Jay points out, possibly self-servicing, that until recently most everybody agreed with the concept of a central government is essential to the continuing "prosperity" of their countrymen. Now, with the submittal of the new Constitution to the People certain politicians are arguing that the better result is from some subdivision of the nation. The fact is, politicians were arguing against the new Constitution before the Constitutional Convention ever convened as well as during it; some convention members left the debate out of protest when they saw the purpose was to supplant the Articles of Confederation.
Reasons varied then, from philosophical to pragmatic to self-aggrandizement which could be obtained from disunion. Those same reasons still existed as the Federalist Papers were being written, but now the competition gets serious because there are going to be real winners and losers. Jay, Hamilton, and Madison were determined not to be on the losing end.
Jay's opening salvo was to show that 1) America is blessed with abundant natural resources and 2) that its citizens descended from the "same ancestors, speaking the same language, professing the same religion, attached to the same principles of government, very similar in manners and customs ..." and suffered through the bloody battle to secure their liberty and freedom. After setting this stage, Jay then declares that "This country and this people seem to be made for each other ... that an inheritance so proper and convenient for a band of brethren, ... united to each other ... should never be split into a number of unsocial, jealous, and alien sovereignties." Definitely pulling on a lot of emotional strings; too bad he overstated the truth about the homogeneity of the new Americans, but then all is fair in love and the constitutional ratification wars isn't it.

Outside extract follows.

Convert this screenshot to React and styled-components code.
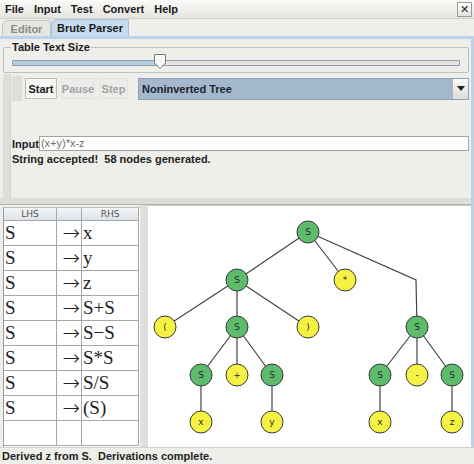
import React from "react";
import styled, { createGlobalStyle } from "styled-components";

const GlobalStyle = createGlobalStyle`
  html, body {
    margin: 0;
    padding: 0;
    background: #eeeeea;
  }
  body {
    font-family: "Liberation Sans", Arial, sans-serif;
  }
`;

const dots = `
  background-color: #f4f4f0;
  background-image: radial-gradient(#c2c2be 0.6px, transparent 0.8px);
  background-size: 2px 2px;
`;

const Window = styled.div`
  width: 474px;
  height: 464px;
  overflow: hidden;
  display: flex;
  flex-direction: column;
  background: #eeeeea;
  color: #222;
`;

const MenuBar = styled.div`
  height: 19px;
  box-sizing: border-box;
  display: flex;
  align-items: center;
  gap: 10px;
  padding: 0 2px 0 5px;
  background: linear-gradient(#fbfbf9, #e4e4e0);
  border-bottom: 1px solid #d0d0cc;
  font-weight: bold;
  font-size: 11px;
`;

const MenuItem = styled.span`
  color: #1a1a1a;
`;

const CloseButton = styled.div`
  margin-left: auto;
  width: 15px;
  height: 15px;
  box-sizing: border-box;
  border: 1px solid #9a9a96;
  background: linear-gradient(#ffffff, #e2e2de);
  display: flex;
  align-items: center;
  justify-content: center;
  font-family: "DejaVu Sans", sans-serif;
  font-size: 11px;
  font-weight: bold;
`;

const TabStrip = styled.div`
  height: 20px;
  box-sizing: border-box;
  display: flex;
  align-items: flex-end;
  padding-left: 2px;
  border-bottom: 3px solid #bcd2e8;
`;

const Tab = styled.div`
  width: ${(p) => p.$w}px;
  height: ${(p) => (p.$active ? "17px" : "16px")};
  box-sizing: border-box;
  display: flex;
  align-items: center;
  justify-content: center;
  font-size: 11px;
  font-weight: bold;
  color: ${(p) => (p.$active ? "#1a1a1a" : "#8a8a88")};
  background: ${(p) => (p.$active ? "#c6dbef" : "#e6e6e2")};
  border: 1px solid ${(p) => (p.$active ? "#a8c0d8" : "#c4c4c0")};
  border-bottom: none;
  border-radius: 6px 2px 0 0;
`;

const Content = styled.div`
  flex: 1;
  display: flex;
  flex-direction: column;
  border-right: 3px solid #bcd2e8;
  min-height: 0;
`;

const SizeGroup = styled.fieldset`
  margin: 2px 2px 0 3px;
  padding: 0 8px 0 8px;
  height: 32px;
  box-sizing: border-box;
  border: 1px solid #c0c0bc;
  border-radius: 2px;
  min-width: 0;
`;

const GroupTitle = styled.legend`
  padding: 0 1px;
  margin-left: -1px;
  font-size: 11px;
  font-weight: bold;
  line-height: 12px;
  color: #1a1a1a;
`;

const Track = styled.div`
  position: relative;
  margin-top: 7px;
  height: 4px;
  border: 1px solid #8e9eae;
  border-radius: 1px;
  background: #e4e4e0;
`;

const TrackFill = styled.div`
  height: 100%;
  background: #b8cde2;
`;

const Thumb = styled.svg`
  position: absolute;
  top: -7px;
  margin-left: -6px;
`;

const TopPane = styled.div`
  margin-top: 1px;
  height: 124px;
  display: flex;
`;

const SideGrip = styled.div`
  width: 7px;
  margin-left: 3px;
  ${dots}
  border-right: 1px solid #d4d4d0;
`;

const TopBody = styled.div`
  flex: 1;
  display: flex;
  flex-direction: column;
  padding: 2px 2px 0 1px;
  min-width: 0;
`;

const Toolbar = styled.div`
  height: 25px;
  display: flex;
  align-items: center;
  gap: 4px;
`;

const ToolGrip = styled.div`
  width: 10px;
  height: 25px;
  ${dots}
  margin-right: -1px;
`;

const ToolButton = styled.div`
  width: ${(p) => p.$w}px;
  height: 21px;
  box-sizing: border-box;
  display: flex;
  align-items: center;
  justify-content: center;
  font-size: 11px;
  font-weight: bold;
  color: ${(p) => (p.$disabled ? "#a2a2a0" : "#1a1a1a")};
  border: 1px solid ${(p) => (p.$disabled ? "#e2e2de" : "#bcbcb8")};
  background: ${(p) => (p.$disabled ? "#ececea" : "#f6f6f4")};
`;

const Combo = styled.div`
  flex: 1;
  margin-left: 6px;
  height: 22px;
  box-sizing: border-box;
  display: flex;
  align-items: stretch;
  background: #a3b8cd;
  border: 1px solid #8fa2b6;
`;

const ComboText = styled.div`
  flex: 1;
  display: flex;
  align-items: center;
  padding-left: 3px;
  font-size: 11px;
  font-weight: bold;
  color: #1c2430;
`;

const ComboArrow = styled.div`
  width: 15px;
  display: flex;
  align-items: center;
  justify-content: center;
  background: linear-gradient(#fafafa, #dcdcd8);
  border-left: 1px solid #b4b4b0;
`;

const InputRow = styled.div`
  margin-top: 35px;
  display: flex;
  align-items: center;
  height: 15px;
`;

const Label = styled.span`
  font-size: 11px;
  font-weight: bold;
`;

const Field = styled.div`
  flex: 1;
  height: 15px;
  box-sizing: border-box;
  background: #fff;
  border: 1px solid #a4a4a0;
  font-size: 11px;
  color: #707070;
  line-height: 13px;
  padding-left: 1px;
`;

const Message = styled.div`
  font-size: 11px;
  font-weight: bold;
  margin-top: 2px;
`;

const HDivider = styled.div`
  height: 7px;
  box-sizing: border-box;
  ${dots}
  border-bottom: 1px solid #b0b0ac;
`;

const BottomPane = styled.div`
  flex: 1;
  display: flex;
  min-height: 0;
`;

const TableBox = styled.div`
  width: 137px;
  margin: 2px 0 0 3px;
  box-sizing: border-box;
  background: #fff;
  border-left: 1px solid #9a9a98;
  border-top: 1px solid #c0c0bc;
  display: grid;
  grid-template-columns: 53px 25px 57px;
  grid-template-rows: 13px;
  grid-auto-rows: 25px;
  align-content: start;
  overflow: hidden;
`;

const HeadCell = styled.div`
  box-sizing: border-box;
  display: flex;
  align-items: center;
  justify-content: center;
  font-family: "DejaVu Sans", sans-serif;
  font-size: 9px;
  color: #505050;
  background: linear-gradient(#f4f6f8, #dde3e9);
  border-right: 1px solid #a8a8a8;
  border-bottom: 1px solid #a8a8a8;
`;

const Cell = styled.div`
  box-sizing: border-box;
  display: flex;
  align-items: center;
  justify-content: ${(p) => (p.$arrow ? "flex-end" : "flex-start")};
  padding: ${(p) => (p.$arrow ? "0 1px 0 0" : "0 0 0 1px")};
  font-family: ${(p) =>
    p.$arrow ? '"DejaVu Sans ExtraLight", "DejaVu Sans", sans-serif' : '"Liberation Serif", "DejaVu Serif", serif'};
  font-weight: ${(p) => (p.$arrow ? 200 : 400)};
  font-size: ${(p) => (p.$arrow ? "21px" : "19px")};
  color: #222;
  border-right: 1px solid #a8a8a8;
  border-bottom: 1px solid #a8a8a8;
`;

const VDivider = styled.div`
  width: 8px;
  box-sizing: border-box;
  ${dots}
  border-left: 3px solid #e2e2de;
`;

const TreePanel = styled.div`
  flex: 1;
  background: #fff;
  border-top: 1px solid #c8c8c4;
  overflow: hidden;
`;

const StatusBar = styled.div`
  height: 17px;
  box-sizing: border-box;
  display: flex;
  align-items: center;
  padding-left: 2px;
  font-size: 11px;
  font-weight: bold;
  background: #eeeeea;
  border-top: 1px solid #d0d0cc;
`;

const rules = ["x", "y", "z", "S+S", "S\u2212S", "S*S", "S/S", "(S)", ""];

const nodes = [
  { x: 308, y: 232, l: "S", g: true },
  { x: 237, y: 280, l: "S", g: true },
  { x: 345, y: 280, l: "*" },
  { x: 165, y: 327, l: "(" },
  { x: 237, y: 327, l: "S", g: true },
  { x: 308, y: 327, l: ")" },
  { x: 417, y: 327, l: "S", g: true },
  { x: 201, y: 375, l: "S", g: true },
  { x: 237, y: 375, l: "+" },
  { x: 272, y: 375, l: "S", g: true },
  { x: 380, y: 375, l: "S", g: true },
  { x: 417, y: 375, l: "-" },
  { x: 452, y: 375, l: "S", g: true },
  { x: 201, y: 422, l: "x" },
  { x: 272, y: 422, l: "y" },
  { x: 380, y: 422, l: "x" },
  { x: 452, y: 422, l: "z" },
];

const edges = [
  [0, 1], [0, 2], [1, 3], [1, 4], [1, 5], [4, 7], [4, 8], [4, 9],
  [7, 13], [9, 14], [6, 10], [6, 11], [6, 12], [10, 15], [12, 16],
];

function ParseTree() {
  const p = (i) => `${nodes[i].x},${nodes[i].y}`;
  return (
    <svg width="323" height="241" viewBox="148 206 323 241">
      <g stroke="#444" strokeWidth="1.2" fill="none">
        {edges.map(([a, b]) => (
          <polyline key={`${a}-${b}`} points={`${p(a)} ${p(b)}`} />
        ))}
        <polyline points={`${p(0)} 416,280 ${p(6)}`} />
      </g>
      {nodes.map((n, i) => (
        <g key={i}>
          <circle cx={n.x} cy={n.y} r="11" fill={n.g ? "#5cbc6c" : "#f6f244"} stroke="#3a3a3a" strokeWidth="1" />
          <text x={n.x} y={n.y + 3} textAnchor="middle" fontSize="9" fontFamily="DejaVu Sans, sans-serif" fill="#2a2a2a">
            {n.l}
          </text>
        </g>
      ))}
    </svg>
  );
}

export default function App() {
  return (
    <>
      <GlobalStyle />
      <Window>
        <MenuBar>
          <MenuItem>File</MenuItem>
          <MenuItem>Input</MenuItem>
          <MenuItem>Test</MenuItem>
          <MenuItem>Convert</MenuItem>
          <MenuItem>Help</MenuItem>
          <CloseButton>✕</CloseButton>
        </MenuBar>
        <TabStrip>
          <Tab $w={49}>Editor</Tab>
          <Tab $active $w={78}>Brute Parser</Tab>
        </TabStrip>
        <Content>
          <SizeGroup>
            <GroupTitle>Table Text Size</GroupTitle>
            <Track>
              <TrackFill style={{ width: "33%" }} />
              <Thumb width="12" height="15" viewBox="0 0 12 15" style={{ left: "33%" }}>
                <path d="M0.5 0.5 H11.5 V9 L6 14.5 L0.5 9 Z" fill="#f8f8f6" stroke="#6c7a88" />
              </Thumb>
            </Track>
          </SizeGroup>
          <TopPane>
            <SideGrip />
            <TopBody>
              <Toolbar>
                <ToolGrip />
                <ToolButton $w={32}>Start</ToolButton>
                <ToolButton $disabled $w={34}>Pause</ToolButton>
                <ToolButton $disabled $w={29}>Step</ToolButton>
                <Combo>
                  <ComboText>Noninverted Tree</ComboText>
                  <ComboArrow>
                    <svg width="8" height="5" viewBox="0 0 8 5">
                      <path d="M0 0 H8 L4 5 Z" fill="#222" />
                    </svg>
                  </ComboArrow>
                </Combo>
              </Toolbar>
              <InputRow>
                <Label>Input</Label>
                <Field>(x+y)*x-z</Field>
              </InputRow>
              <Message>String accepted!&nbsp; 58 nodes generated.</Message>
            </TopBody>
          </TopPane>
          <HDivider />
          <BottomPane>
            <TableBox>
              <HeadCell>LHS</HeadCell>
              <HeadCell />
              <HeadCell>RHS</HeadCell>
              {rules.map((r, i) => (
                <React.Fragment key={i}>
                  <Cell>{r ? "S" : ""}</Cell>
                  <Cell $arrow>{r ? "\u2192" : ""}</Cell>
                  <Cell>{r}</Cell>
                </React.Fragment>
              ))}
            </TableBox>
            <VDivider />
            <TreePanel>
              <ParseTree />
            </TreePanel>
          </BottomPane>
        </Content>
        <StatusBar>Derived z from S.&nbsp; Derivations complete.</StatusBar>
      </Window>
    </>
  );
}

Next Jay takes a swipe at the current form of government, meaning the single, powerless Congress created under the Articles of Confederation. He says "It is not to be wondered at, that a government instituted in times as inauspicious [the Revolutionary War), should on experiment be found greatly deficient and inadequate to the purpose it was intended to answer." In other words, the Continental Congress sucks.
The "snark" is not a modern day creation, by the way. Consider Jay's comment in starting of the next paragraph; "This (meaning the problems with the Articles of Confederation) intelligent people perceived and regretted these defects." And, as a result, the Constitutional Convention was convened.
Jay emphasizes the distinguished character of the delegates who attended; the attention to detail; and the lack of "having been awed by power, or influenced by any passions except love of country ...". This, of course, is to attest to how well thought out and crafted the resulting constitution was, implying its acceptability.
John Jay concludes by taking up refrain often heard today; that the "[P]eople have always thought right on this subject", that being forming and retaining a single Union. He goes so far as to say that "To preserve and perpetuate it was the great object of the people (delegates ?) in forming that convention ...". The refrain I am talking about is the use of the term "people", writ large, as if very few disagreed with the concept ... that is hardly the case. Just as it is today with the Right or the Left say "The People ..."; Jay and politicians like McConnell and Reid who invoke such claims know full well it is so much hyperbole.
Nevertheless, he presses the point by ending rather dramatically when referencing the failings of disunion by saying,
"That certainly would be the case, and I sincerely wish that it may be as clearly foreseen be every good citizen, that whenever the dissolution of the Union arrives, America will have reason to exclaim, in the words of the poet 'Farewell! A long farewell to all my greatness'."
1 John Jay wrote very few of the Federalist's Paper because of illness.